APPROVAL OF THE APPELLATE DIVISION

SUPERIOR COURT OF NEW JERSEY

APPELLATE DIVISION

DOCKET NO. A-3036-04T23036-04T2

STATE OF NEW JERSEY,

Plaintiff-Respondent,

v.

ANNA PENAGLOU,

Defendant-Appellant.

______________________________________

 

Submitted June 5, 2006 - Decided June 19, 2006

Before Judges C.S. Fisher and Miniman.

On appeal from the Superior Court of New Jersey, Law Division, Middlesex County, Docket No. MA-81-2004.

Stephen M. Pascarella, attorney for appel-lant.

Bruce J. Kaplan, Middlesex County Prose-cutor, attorneys for respondent (Simon Louis Rosenbach, Assistant Prosecutor, of counsel and on the brief).

PER CURIAM

Defendant appeals from an order, entered on February 22, 2005, which denied her petition for post-conviction relief (PCR) regarding a 1980 conviction in the Old Bridge Municipal Court for driving while intoxicated (DWI), N.J.S.A. 39:4-50. We affirm because the PCR petition was time-barred and, therefore, correctly denied.

The facts are relatively simple.
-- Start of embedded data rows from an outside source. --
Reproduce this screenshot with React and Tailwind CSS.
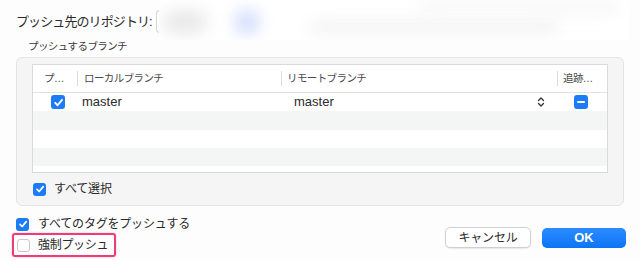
import React from 'react';

const font = { fontFamily: '"Liberation Sans", "Noto Sans CJK JP", sans-serif' };

const Check = ({ size = 13 }) => (
  <span
    className="flex items-center justify-center rounded-[3px] bg-[#1b7cf6] shrink-0"
    style={{ width: size, height: size }}
  >
    <svg width={size - 3} height={size - 3} viewBox="0 0 10 10" fill="none">
      <path d="M2 5.3 L4.2 7.5 L8.2 2.6" stroke="white" strokeWidth="1.7" strokeLinecap="round" strokeLinejoin="round" />
    </svg>
  </span>
);

const Box = () => (
  <span className="block h-[13px] w-[13px] shrink-0 rounded-[3px] border border-[#c9c9c9] bg-white" />
);

const Minus = () => (
  <span className="flex h-[14px] w-[14px] items-center justify-center rounded-[3px] bg-[#1b7cf6]">
    <span className="block h-[2px] w-[8px] rounded-full bg-white" />
  </span>
);

const Stepper = () => (
  <svg width="8" height="12" viewBox="0 0 8 12" fill="none">
    <path d="M1.5 4.5 L4 2 L6.5 4.5" stroke="#333" strokeWidth="1.3" strokeLinecap="round" strokeLinejoin="round" />
    <path d="M1.5 7.5 L4 10 L6.5 7.5" stroke="#333" strokeWidth="1.3" strokeLinecap="round" strokeLinejoin="round" />
  </svg>
);

const Divider = () => <span className="block h-[15px] w-px bg-[#dcdcdc]" />;

export default function App() {
  const rows = [0, 1, 2, 3];

  return (
    <div className="flex h-[261px] w-[640px] flex-col overflow-hidden bg-[#fdfdfd] text-[#2a2a2a]" style={font}>
      {/* repository row */}
      <div className="flex h-[40px] items-stretch">
        <span className="ml-[16px] mt-[14px] w-[135px] whitespace-nowrap text-[13px] leading-[16px] tracking-[-0.9px]">プッシュ先のリポジトリ:</span>
        <div className="ml-[5px] mt-[10px] h-[23px] w-[4px] rounded-l-[5px] border border-r-0 border-[#d6d6d6]" />
        <div className="relative -ml-[1px] h-[40px] w-[470px] overflow-hidden bg-white">
          <div className="absolute left-[4px] top-[10px] h-[24px] w-[44px] rounded-full bg-[#e9e9e9] blur-[8px]" />
          <div className="absolute left-[74px] top-[8px] h-[28px] w-[28px] rounded-full bg-[#dbe4fd] blur-[7px]" />
          <div className="absolute left-[150px] top-[20px] h-[14px] w-[250px] rounded-full bg-[#f3f3f3] blur-[8px]" />
          <div className="absolute left-[260px] top-[0px] h-[14px] w-[200px] rounded-full bg-[#f7f7f7] blur-[8px]" />
        </div>
      </div>

      {/* branches label */}
      <div className="ml-[28px] h-[17px] text-[10.5px] leading-[12px] tracking-[-0.6px] text-[#3a3a3a]">プッシュするブランチ</div>

      {/* group box */}
      <div className="mx-[16px] flex h-[149px] flex-col rounded-[6px] border border-[#e4e4e4] bg-[#f5f5f5] px-[15px] pt-[6px]">
        <div className="flex h-[109px] flex-col overflow-hidden border border-[#dadada] bg-white">
          <div className="flex h-[28px] shrink-0 items-center border-b border-[#e2e2e2] text-[10.5px] tracking-[-0.6px] text-[#4a4a4a]">
            <div className="flex w-[45px] items-center pl-[11px]">
              <span className="flex-1">プ…</span>
              <Divider />
            </div>
            <div className="flex w-[204px] items-center pl-[6px]">
              <span className="flex-1">ローカルブランチ</span>
              <Divider />
            </div>
            <div className="flex w-[276px] items-center pl-[5px]">
              <span className="flex-1">リモートブランチ</span>
              <Divider />
            </div>
            <div className="pl-[5px]">追跡…</div>
          </div>
          {rows.map((i) => (
            <div key={i} className={`flex h-[18.3px] shrink-0 items-center ${i % 2 === 1 ? 'bg-[#f4f5f5]' : 'bg-white'}`}>
              {i === 0 && (
                <>
                  <div className="w-[45px] pl-[18px]">
                    <Check size={14} />
                  </div>
                  <div className="w-[204px] pl-[4px] text-[13px]">master</div>
                  <div className="flex w-[276px] items-center pl-[12px] pr-[13px] text-[13px]">
                    <span className="flex-1">master</span>
                    <Stepper />
                  </div>
                  <div className="pl-[16px]">
                    <Minus />
                  </div>
                </>
              )}
            </div>
          ))}
        </div>
        <div className="mt-[9px] flex items-center gap-[8px] pl-[1px] text-[12px] leading-[14px]">
          <Check />
          <span className="tracking-[-0.2px]">すべて選択</span>
        </div>
      </div>

      {/* bottom */}
      <div className="flex items-start justify-between">
        <div className="flex flex-col">
          <div className="ml-[16px] mt-[11px] flex items-center gap-[9px] text-[12px] leading-[14px]">
            <Check />
            <span className="tracking-[-0.2px]">すべてのタグをプッシュする</span>
          </div>
          <div className="ml-[12px] mt-[2px] flex h-[24px] w-[104px] items-center gap-[8px] rounded-[3px] border-2 border-[#ec3d7a] pl-[3px] text-[12px] leading-[14px] shadow-[0_0_2px_rgba(236,61,122,0.4)]">
            <Box />
            <span className="tracking-[-0.3px]">強制プッシュ</span>
          </div>
        </div>
        <div className="mr-[14px] mt-[21px] flex items-center gap-[11px]">
          <button className="flex h-[21px] w-[86px] items-center justify-center rounded-[5px] border border-[#d0d0d0] bg-white text-[12px] tracking-[-0.2px] text-[#2a2a2a] shadow-[0_1px_1px_rgba(0,0,0,0.08)]">
            キャンセル
          </button>
          <button className="flex h-[20px] w-[84px] items-center justify-center rounded-[5px] bg-gradient-to-b from-[#2b8cff] to-[#0b74f4] text-[13px] font-semibold text-white">
            OK
          </button>
        </div>
      </div>
    </div>
  );
}
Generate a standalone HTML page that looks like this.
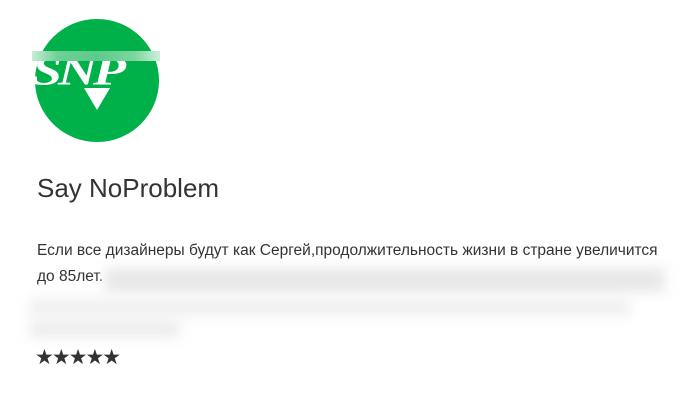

Defendant pled guilty to DWI in Monroe Township Municipal Court in 1979 and, as observed above, she pled guilty to DWI in Old Bridge Municipal Court in 1980. Defendant alleges she was not represented by counsel during the proceedings that led to the 1979 conviction; it is conceded that she was represented by counsel in the 1980 proceedings. Defendant's interest in those old proceedings arose when she pled guilty to DWI in Howell Township Municipal Court in 2004.

In 2004, because of her DWI conviction in Howell, defendant filed PCR petitions in the municipal courts of Monroe Township and Old Bridge regarding her 1979 and 1980 convictions. The Old Bridge application was denied; the Monroe application was thereafter withdrawn.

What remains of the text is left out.